Dans la mesure où il ne permet pas de se faire une idée précise de la protection, de façon générale, le dosage des anticorps a une utilité limitée, raison pour laquelle il n’est pas remboursé par l’INAMI sauf dans des situations particulières. Si ce dosage a été fait antérieurement, le médecin pourra parfois juger utile de le refaire pour juger de l’évolution du taux d’anticorps et guider ainsi le moment du rappel.
En conclusion, il ne faut pas croire qu’avec une prise de sang et un dosage d’anticorps, on pourra donner une indication précise  sur le niveau de protection et de risque de faire le Covid.
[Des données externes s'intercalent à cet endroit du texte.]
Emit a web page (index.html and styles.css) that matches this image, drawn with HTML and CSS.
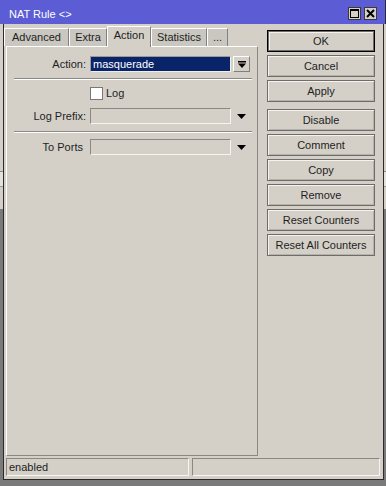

A ce stade, si l’on ne répond pas aux critères établis pour définir les populations à risque, l’intérêt du deuxième booster paraîtrait donc relativement limité, a fortiori si on a fait le Covid. L’indication d’un faible taux d’anticorps (moins de 260 unités BAU/ml) pourrait en revanche être un argument pour faire ce deuxième booster sans attendre.